**WHAT IS REQUIRED**
Reproduce every entry exactly and leave its pictures out.

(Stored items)
.....

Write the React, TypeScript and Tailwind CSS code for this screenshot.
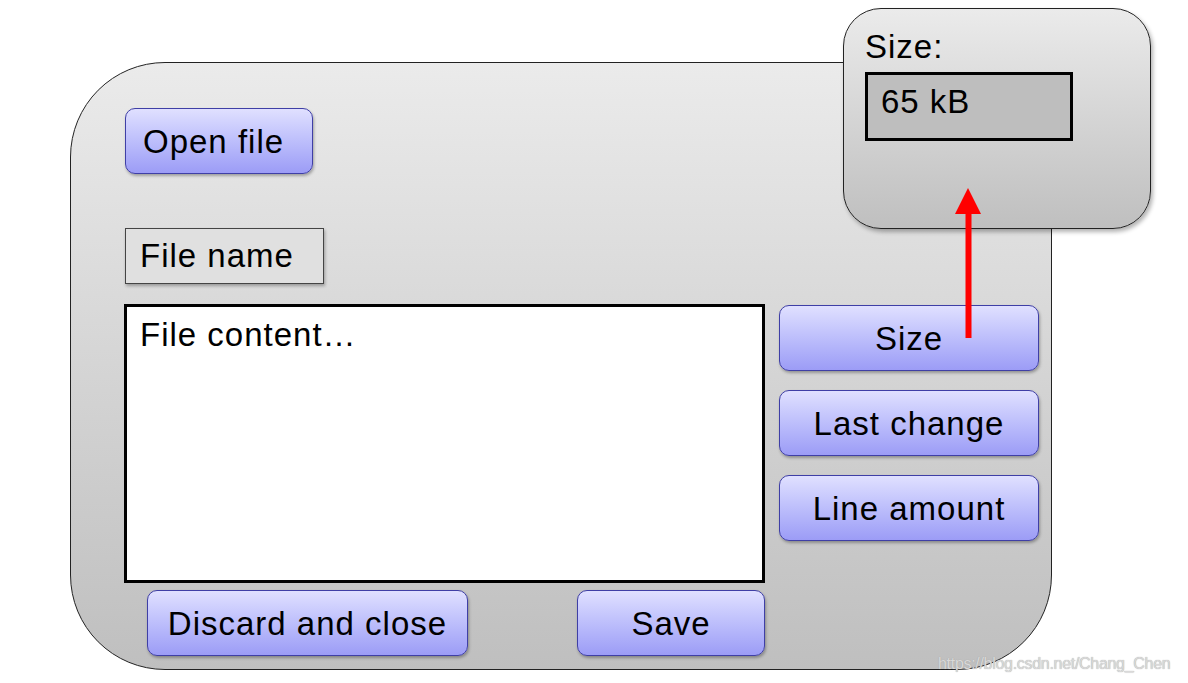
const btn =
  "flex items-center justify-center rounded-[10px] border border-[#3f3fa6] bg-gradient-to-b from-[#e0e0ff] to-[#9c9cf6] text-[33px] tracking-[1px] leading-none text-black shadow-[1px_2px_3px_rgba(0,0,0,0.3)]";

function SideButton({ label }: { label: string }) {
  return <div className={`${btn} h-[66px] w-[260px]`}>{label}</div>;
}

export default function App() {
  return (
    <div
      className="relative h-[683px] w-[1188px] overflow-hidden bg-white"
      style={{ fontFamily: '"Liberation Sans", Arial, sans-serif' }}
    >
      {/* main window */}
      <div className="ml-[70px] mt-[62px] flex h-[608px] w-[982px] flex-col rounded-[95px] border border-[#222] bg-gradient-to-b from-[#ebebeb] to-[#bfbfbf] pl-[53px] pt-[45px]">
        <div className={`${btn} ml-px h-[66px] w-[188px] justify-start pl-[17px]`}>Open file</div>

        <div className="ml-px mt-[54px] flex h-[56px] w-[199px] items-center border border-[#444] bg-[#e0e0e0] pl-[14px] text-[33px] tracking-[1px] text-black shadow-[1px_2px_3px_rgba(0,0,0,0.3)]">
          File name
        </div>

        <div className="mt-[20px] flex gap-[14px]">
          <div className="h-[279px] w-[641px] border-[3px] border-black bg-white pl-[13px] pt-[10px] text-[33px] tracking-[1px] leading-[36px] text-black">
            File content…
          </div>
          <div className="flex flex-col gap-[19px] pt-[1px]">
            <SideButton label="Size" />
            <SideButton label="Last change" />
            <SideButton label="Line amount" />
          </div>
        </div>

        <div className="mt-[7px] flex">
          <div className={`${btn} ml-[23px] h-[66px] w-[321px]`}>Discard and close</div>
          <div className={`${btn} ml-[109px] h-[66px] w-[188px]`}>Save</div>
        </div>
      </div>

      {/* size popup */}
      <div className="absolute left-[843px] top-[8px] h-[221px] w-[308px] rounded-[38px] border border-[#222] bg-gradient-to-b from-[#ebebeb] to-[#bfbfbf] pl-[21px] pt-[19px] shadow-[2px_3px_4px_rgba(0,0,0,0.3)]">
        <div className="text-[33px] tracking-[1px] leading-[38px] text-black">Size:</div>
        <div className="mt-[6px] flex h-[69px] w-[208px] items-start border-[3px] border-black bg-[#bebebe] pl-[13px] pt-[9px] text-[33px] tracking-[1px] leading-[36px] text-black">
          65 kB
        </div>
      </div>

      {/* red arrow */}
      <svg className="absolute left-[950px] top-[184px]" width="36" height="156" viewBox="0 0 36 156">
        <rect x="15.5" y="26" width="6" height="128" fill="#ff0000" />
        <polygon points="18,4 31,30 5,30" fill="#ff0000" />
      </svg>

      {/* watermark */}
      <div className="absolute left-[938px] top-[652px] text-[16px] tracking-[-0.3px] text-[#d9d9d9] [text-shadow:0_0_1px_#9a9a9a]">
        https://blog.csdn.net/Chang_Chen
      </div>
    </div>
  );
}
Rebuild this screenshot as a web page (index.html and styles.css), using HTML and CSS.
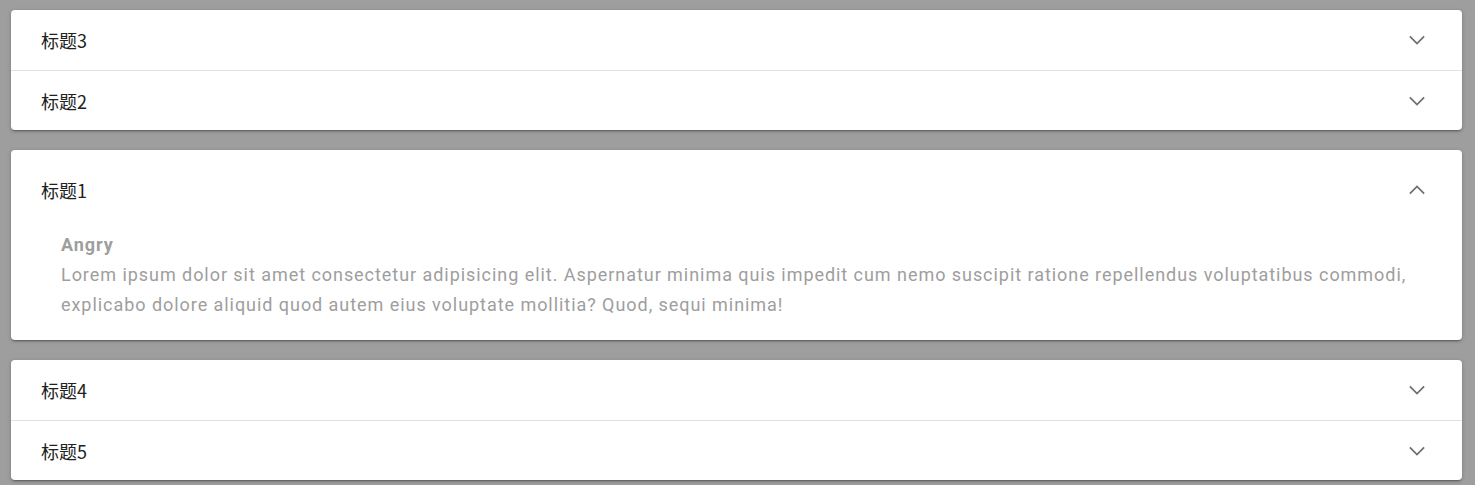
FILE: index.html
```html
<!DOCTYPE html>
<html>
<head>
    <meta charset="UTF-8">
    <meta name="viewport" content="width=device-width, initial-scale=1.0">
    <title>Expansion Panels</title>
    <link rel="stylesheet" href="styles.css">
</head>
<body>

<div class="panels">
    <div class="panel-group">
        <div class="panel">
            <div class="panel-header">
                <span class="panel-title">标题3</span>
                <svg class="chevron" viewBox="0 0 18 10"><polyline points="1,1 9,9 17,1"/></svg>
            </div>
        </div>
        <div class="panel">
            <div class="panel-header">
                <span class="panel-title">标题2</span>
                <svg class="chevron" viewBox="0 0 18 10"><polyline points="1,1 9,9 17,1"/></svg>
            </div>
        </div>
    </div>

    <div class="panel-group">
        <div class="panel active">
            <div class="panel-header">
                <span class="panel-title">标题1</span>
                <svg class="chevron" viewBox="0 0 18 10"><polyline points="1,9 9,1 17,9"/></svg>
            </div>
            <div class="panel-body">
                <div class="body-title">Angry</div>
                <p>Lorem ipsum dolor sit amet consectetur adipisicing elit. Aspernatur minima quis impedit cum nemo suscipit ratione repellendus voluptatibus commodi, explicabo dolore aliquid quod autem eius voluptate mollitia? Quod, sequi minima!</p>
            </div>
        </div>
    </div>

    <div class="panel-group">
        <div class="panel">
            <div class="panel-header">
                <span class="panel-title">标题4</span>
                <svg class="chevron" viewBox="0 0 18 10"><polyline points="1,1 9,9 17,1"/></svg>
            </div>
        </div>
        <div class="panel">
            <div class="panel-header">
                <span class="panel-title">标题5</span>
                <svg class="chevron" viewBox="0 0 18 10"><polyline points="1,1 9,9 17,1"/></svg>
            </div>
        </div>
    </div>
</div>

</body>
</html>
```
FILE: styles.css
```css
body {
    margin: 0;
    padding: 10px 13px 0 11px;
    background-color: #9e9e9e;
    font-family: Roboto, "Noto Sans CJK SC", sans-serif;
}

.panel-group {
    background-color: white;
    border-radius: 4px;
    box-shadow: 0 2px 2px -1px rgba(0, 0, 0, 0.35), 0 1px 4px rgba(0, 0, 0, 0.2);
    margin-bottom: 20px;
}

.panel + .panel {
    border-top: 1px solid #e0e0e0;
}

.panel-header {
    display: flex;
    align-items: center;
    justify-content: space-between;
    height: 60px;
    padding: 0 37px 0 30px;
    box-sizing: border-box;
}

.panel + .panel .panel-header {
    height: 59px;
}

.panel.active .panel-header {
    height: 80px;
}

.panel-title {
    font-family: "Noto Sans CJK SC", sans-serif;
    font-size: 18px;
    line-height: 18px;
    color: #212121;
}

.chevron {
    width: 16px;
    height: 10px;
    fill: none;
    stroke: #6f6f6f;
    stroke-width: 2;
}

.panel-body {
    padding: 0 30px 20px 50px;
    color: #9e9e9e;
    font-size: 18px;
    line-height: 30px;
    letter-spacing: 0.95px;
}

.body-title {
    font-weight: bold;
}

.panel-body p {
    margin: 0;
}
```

.....

**WORKED SOLUTION**
Write the React, TypeScript and Tailwind CSS code for this screenshot.
const btn =
  "flex items-center justify-center rounded-[10px] border border-[#3f3fa6] bg-gradient-to-b from-[#e0e0ff] to-[#9c9cf6] text-[33px] tracking-[1px] leading-none text-black shadow-[1px_2px_3px_rgba(0,0,0,0.3)]";

function SideButton({ label }: { label: string }) {
  return <div className={`${btn} h-[66px] w-[260px]`}>{label}</div>;
}

export default function App() {
  return (
    <div
      className="relative h-[683px] w-[1188px] overflow-hidden bg-white"
      style={{ fontFamily: '"Liberation Sans", Arial, sans-serif' }}
    >
      {/* main window */}
      <div className="ml-[70px] mt-[62px] flex h-[608px] w-[982px] flex-col rounded-[95px] border border-[#222] bg-gradient-to-b from-[#ebebeb] to-[#bfbfbf] pl-[53px] pt-[45px]">
        <div className={`${btn} ml-px h-[66px] w-[188px] justify-start pl-[17px]`}>Open file</div>

        <div className="ml-px mt-[54px] flex h-[56px] w-[199px] items-center border border-[#444] bg-[#e0e0e0] pl-[14px] text-[33px] tracking-[1px] text-black shadow-[1px_2px_3px_rgba(0,0,0,0.3)]">
          File name
        </div>

        <div className="mt-[20px] flex gap-[14px]">
          <div className="h-[279px] w-[641px] border-[3px] border-black bg-white pl-[13px] pt-[10px] text-[33px] tracking-[1px] leading-[36px] text-black">
            File content…
          </div>
          <div className="flex flex-col gap-[19px] pt-[1px]">
            <SideButton label="Size" />
            <SideButton label="Last change" />
            <SideButton label="Line amount" />
          </div>
        </div>

        <div className="mt-[7px] flex">
          <div className={`${btn} ml-[23px] h-[66px] w-[321px]`}>Discard and close</div>
          <div className={`${btn} ml-[109px] h-[66px] w-[188px]`}>Save</div>
        </div>
      </div>

      {/* size popup */}
      <div className="absolute left-[843px] top-[8px] h-[221px] w-[308px] rounded-[38px] border border-[#222] bg-gradient-to-b from-[#ebebeb] to-[#bfbfbf] pl-[21px] pt-[19px] shadow-[2px_3px_4px_rgba(0,0,0,0.3)]">
        <div className="text-[33px] tracking-[1px] leading-[38px] text-black">Size:</div>
        <div className="mt-[6px] flex h-[69px] w-[208px] items-start border-[3px] border-black bg-[#bebebe] pl-[13px] pt-[9px] text-[33px] tracking-[1px] leading-[36px] text-black">
          65 kB
        </div>
      </div>

      {/* red arrow */}
      <svg className="absolute left-[950px] top-[184px]" width="36" height="156" viewBox="0 0 36 156">
        <rect x="15.5" y="26" width="6" height="128" fill="#ff0000" />
        <polygon points="18,4 31,30 5,30" fill="#ff0000" />
      </svg>

      {/* watermark */}
      <div className="absolute left-[938px] top-[652px] text-[16px] tracking-[-0.3px] text-[#d9d9d9] [text-shadow:0_0_1px_#9a9a9a]">
        https://blog.csdn.net/Chang_Chen
      </div>
    </div>
  );
}
Rebuild this screenshot as a web page (index.html and styles.css), using HTML and CSS.
FILE: index.html
```html
<!DOCTYPE html>
<html>
<head>
    <meta charset="UTF-8">
    <meta name="viewport" content="width=device-width, initial-scale=1.0">
    <title>Expansion Panels</title>
    <link rel="stylesheet" href="styles.css">
</head>
<body>

<div class="panels">
    <div class="panel-group">
        <div class="panel">
            <div class="panel-header">
                <span class="panel-title">标题3</span>
                <svg class="chevron" viewBox="0 0 18 10"><polyline points="1,1 9,9 17,1"/></svg>
            </div>
        </div>
        <div class="panel">
            <div class="panel-header">
                <span class="panel-title">标题2</span>
                <svg class="chevron" viewBox="0 0 18 10"><polyline points="1,1 9,9 17,1"/></svg>
            </div>
        </div>
    </div>

    <div class="panel-group">
        <div class="panel active">
            <div class="panel-header">
                <span class="panel-title">标题1</span>
                <svg class="chevron" viewBox="0 0 18 10"><polyline points="1,9 9,1 17,9"/></svg>
            </div>
            <div class="panel-body">
                <div class="body-title">Angry</div>
                <p>Lorem ipsum dolor sit amet consectetur adipisicing elit. Aspernatur minima quis impedit cum nemo suscipit ratione repellendus voluptatibus commodi, explicabo dolore aliquid quod autem eius voluptate mollitia? Quod, sequi minima!</p>
            </div>
        </div>
    </div>

    <div class="panel-group">
        <div class="panel">
            <div class="panel-header">
                <span class="panel-title">标题4</span>
                <svg class="chevron" viewBox="0 0 18 10"><polyline points="1,1 9,9 17,1"/></svg>
            </div>
        </div>
        <div class="panel">
            <div class="panel-header">
                <span class="panel-title">标题5</span>
                <svg class="chevron" viewBox="0 0 18 10"><polyline points="1,1 9,9 17,1"/></svg>
            </div>
        </div>
    </div>
</div>

</body>
</html>
```
FILE: styles.css
```css
body {
    margin: 0;
    padding: 10px 13px 0 11px;
    background-color: #9e9e9e;
    font-family: Roboto, "Noto Sans CJK SC", sans-serif;
}

.panel-group {
    background-color: white;
    border-radius: 4px;
    box-shadow: 0 2px 2px -1px rgba(0, 0, 0, 0.35), 0 1px 4px rgba(0, 0, 0, 0.2);
    margin-bottom: 20px;
}

.panel + .panel {
    border-top: 1px solid #e0e0e0;
}

.panel-header {
    display: flex;
    align-items: center;
    justify-content: space-between;
    height: 60px;
    padding: 0 37px 0 30px;
    box-sizing: border-box;
}

.panel + .panel .panel-header {
    height: 59px;
}

.panel.active .panel-header {
    height: 80px;
}

.panel-title {
    font-family: "Noto Sans CJK SC", sans-serif;
    font-size: 18px;
    line-height: 18px;
    color: #212121;
}

.chevron {
    width: 16px;
    height: 10px;
    fill: none;
    stroke: #6f6f6f;
    stroke-width: 2;
}

.panel-body {
    padding: 0 30px 20px 50px;
    color: #9e9e9e;
    font-size: 18px;
    line-height: 30px;
    letter-spacing: 0.95px;
}

.body-title {
    font-weight: bold;
}

.panel-body p {
    margin: 0;
}
```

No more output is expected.